What you will do: Skip every image and restate the data word for word.

--*--

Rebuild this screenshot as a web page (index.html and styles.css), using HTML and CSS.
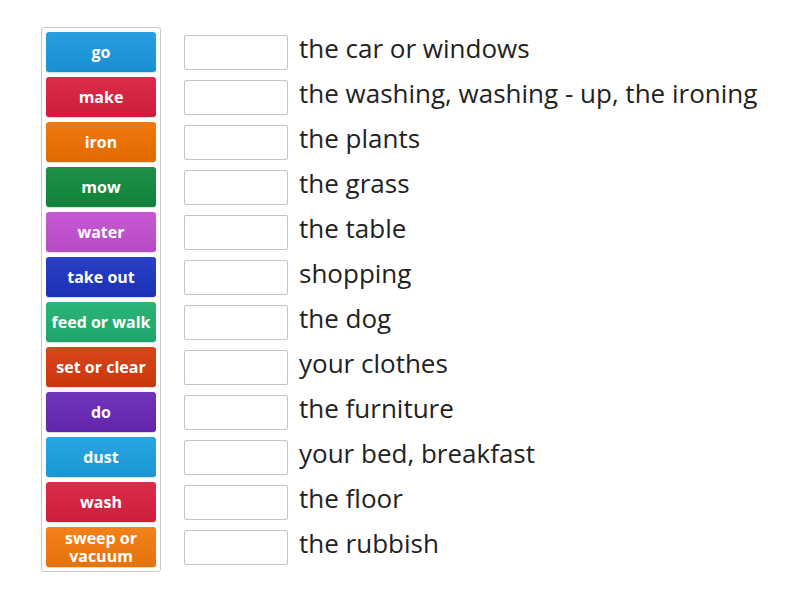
FILE: index.html
```html
<!DOCTYPE html>
<html lang="en">
<head>
<meta charset="utf-8">
<title>Household chores – match up</title>
<link rel="stylesheet" href="styles.css">
</head>
<body>
<main class="board">
  <div class="bank">
    <div class="tile c-blue">go</div>
    <div class="tile c-red">make</div>
    <div class="tile c-orange">iron</div>
    <div class="tile c-green">mow</div>
    <div class="tile c-pink">water</div>
    <div class="tile c-navy">take out</div>
    <div class="tile c-teal">feed or walk</div>
    <div class="tile c-rust">set or clear</div>
    <div class="tile c-purple">do</div>
    <div class="tile c-sky">dust</div>
    <div class="tile c-red">wash</div>
    <div class="tile c-amber">sweep or vacuum</div>
  </div>
  <div class="targets">
    <div class="row"><div class="slot"></div><div class="label">the car or windows</div></div>
    <div class="row"><div class="slot"></div><div class="label">the washing, washing - up, the ironing</div></div>
    <div class="row"><div class="slot"></div><div class="label">the plants</div></div>
    <div class="row"><div class="slot"></div><div class="label">the grass</div></div>
    <div class="row"><div class="slot"></div><div class="label">the table</div></div>
    <div class="row"><div class="slot"></div><div class="label">shopping</div></div>
    <div class="row"><div class="slot"></div><div class="label">the dog</div></div>
    <div class="row"><div class="slot"></div><div class="label">your clothes</div></div>
    <div class="row"><div class="slot"></div><div class="label">the furniture</div></div>
    <div class="row"><div class="slot"></div><div class="label">your bed, breakfast</div></div>
    <div class="row"><div class="slot"></div><div class="label">the floor</div></div>
    <div class="row"><div class="slot"></div><div class="label">the rubbish</div></div>
  </div>
</main>
</body>
</html>
```
FILE: styles.css
```css
html, body {
  margin: 0;
  background: #fff;
}

.board {
  display: flex;
  align-items: flex-start;
  gap: 23px;
  padding: 27px 0 0 41px;
}

/* word bank on the left */
.bank {
  display: flex;
  flex-direction: column;
  gap: 5px;
  padding: 4px;
  border: 1px solid #c8c8c8;
  border-radius: 3px;
}

.tile {
  width: 110px;
  height: 40px;
  box-sizing: border-box;
  padding: 0 2px 1px;
  border-radius: 3px;
  display: flex;
  align-items: center;
  justify-content: center;
  text-align: center;
  font-family: "Open Sans", "Liberation Sans", sans-serif;
  font-weight: 700;
  font-size: 16px;
  line-height: 18px;
  color: #fff;
  background-image: linear-gradient(to bottom, rgba(255,255,255,0.06), rgba(0,0,0,0.06));
  box-shadow: 0 1px 1px rgba(0,0,0,0.15);
}

.c-blue   { background-color: #1b98e0; }
.c-red    { background-color: #d9203e; }
.c-orange { background-color: #f07000; }
.c-green  { background-color: #118a3c; }
.c-pink   { background-color: #c24fd2; }
.c-navy   { background-color: #1c34c2; }
.c-teal   { background-color: #1fb070; }
.c-rust   { background-color: #d63a0c; }
.c-purple { background-color: #6a27b8; }
.c-sky    { background-color: #1da0e2; }
.c-amber  { background-color: #f27a0c; }

/* answer rows on the right */
.targets {
  display: flex;
  flex-direction: column;
  gap: 5px;
  padding-top: 5px;
}

.row {
  height: 40px;
  display: flex;
  align-items: flex-start;
  gap: 11px;
}

.slot {
  width: 104px;
  height: 35px;
  box-sizing: border-box;
  margin-top: 3px;
  border: 1px solid #c4c4c4;
  border-radius: 2px;
  background: #fff;
}

.label {
  font-family: "Open Sans", "Liberation Sans", sans-serif;
  font-size: 26px;
  line-height: 33px;
  color: #222;
  white-space: nowrap;
}
```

--*--

Result below:
Rebuild this screenshot as a web page (index.html and styles.css), using HTML and CSS.
FILE: index.html
```html
<!DOCTYPE html>
<html lang="en">
<head>
<meta charset="utf-8">
<title>Household chores – match up</title>
<link rel="stylesheet" href="styles.css">
</head>
<body>
<main class="board">
  <div class="bank">
    <div class="tile c-blue">go</div>
    <div class="tile c-red">make</div>
    <div class="tile c-orange">iron</div>
    <div class="tile c-green">mow</div>
    <div class="tile c-pink">water</div>
    <div class="tile c-navy">take out</div>
    <div class="tile c-teal">feed or walk</div>
    <div class="tile c-rust">set or clear</div>
    <div class="tile c-purple">do</div>
    <div class="tile c-sky">dust</div>
    <div class="tile c-red">wash</div>
    <div class="tile c-amber">sweep or vacuum</div>
  </div>
  <div class="targets">
    <div class="row"><div class="slot"></div><div class="label">the car or windows</div></div>
    <div class="row"><div class="slot"></div><div class="label">the washing, washing - up, the ironing</div></div>
    <div class="row"><div class="slot"></div><div class="label">the plants</div></div>
    <div class="row"><div class="slot"></div><div class="label">the grass</div></div>
    <div class="row"><div class="slot"></div><div class="label">the table</div></div>
    <div class="row"><div class="slot"></div><div class="label">shopping</div></div>
    <div class="row"><div class="slot"></div><div class="label">the dog</div></div>
    <div class="row"><div class="slot"></div><div class="label">your clothes</div></div>
    <div class="row"><div class="slot"></div><div class="label">the furniture</div></div>
    <div class="row"><div class="slot"></div><div class="label">your bed, breakfast</div></div>
    <div class="row"><div class="slot"></div><div class="label">the floor</div></div>
    <div class="row"><div class="slot"></div><div class="label">the rubbish</div></div>
  </div>
</main>
</body>
</html>
```
FILE: styles.css
```css
html, body {
  margin: 0;
  background: #fff;
}

.board {
  display: flex;
  align-items: flex-start;
  gap: 23px;
  padding: 27px 0 0 41px;
}

/* word bank on the left */
.bank {
  display: flex;
  flex-direction: column;
  gap: 5px;
  padding: 4px;
  border: 1px solid #c8c8c8;
  border-radius: 3px;
}

.tile {
  width: 110px;
  height: 40px;
  box-sizing: border-box;
  padding: 0 2px 1px;
  border-radius: 3px;
  display: flex;
  align-items: center;
  justify-content: center;
  text-align: center;
  font-family: "Open Sans", "Liberation Sans", sans-serif;
  font-weight: 700;
  font-size: 16px;
  line-height: 18px;
  color: #fff;
  background-image: linear-gradient(to bottom, rgba(255,255,255,0.06), rgba(0,0,0,0.06));
  box-shadow: 0 1px 1px rgba(0,0,0,0.15);
}

.c-blue   { background-color: #1b98e0; }
.c-red    { background-color: #d9203e; }
.c-orange { background-color: #f07000; }
.c-green  { background-color: #118a3c; }
.c-pink   { background-color: #c24fd2; }
.c-navy   { background-color: #1c34c2; }
.c-teal   { background-color: #1fb070; }
.c-rust   { background-color: #d63a0c; }
.c-purple { background-color: #6a27b8; }
.c-sky    { background-color: #1da0e2; }
.c-amber  { background-color: #f27a0c; }

/* answer rows on the right */
.targets {
  display: flex;
  flex-direction: column;
  gap: 5px;
  padding-top: 5px;
}

.row {
  height: 40px;
  display: flex;
  align-items: flex-start;
  gap: 11px;
}

.slot {
  width: 104px;
  height: 35px;
  box-sizing: border-box;
  margin-top: 3px;
  border: 1px solid #c4c4c4;
  border-radius: 2px;
  background: #fff;
}

.label {
  font-family: "Open Sans", "Liberation Sans", sans-serif;
  font-size: 26px;
  line-height: 33px;
  color: #222;
  white-space: nowrap;
}
```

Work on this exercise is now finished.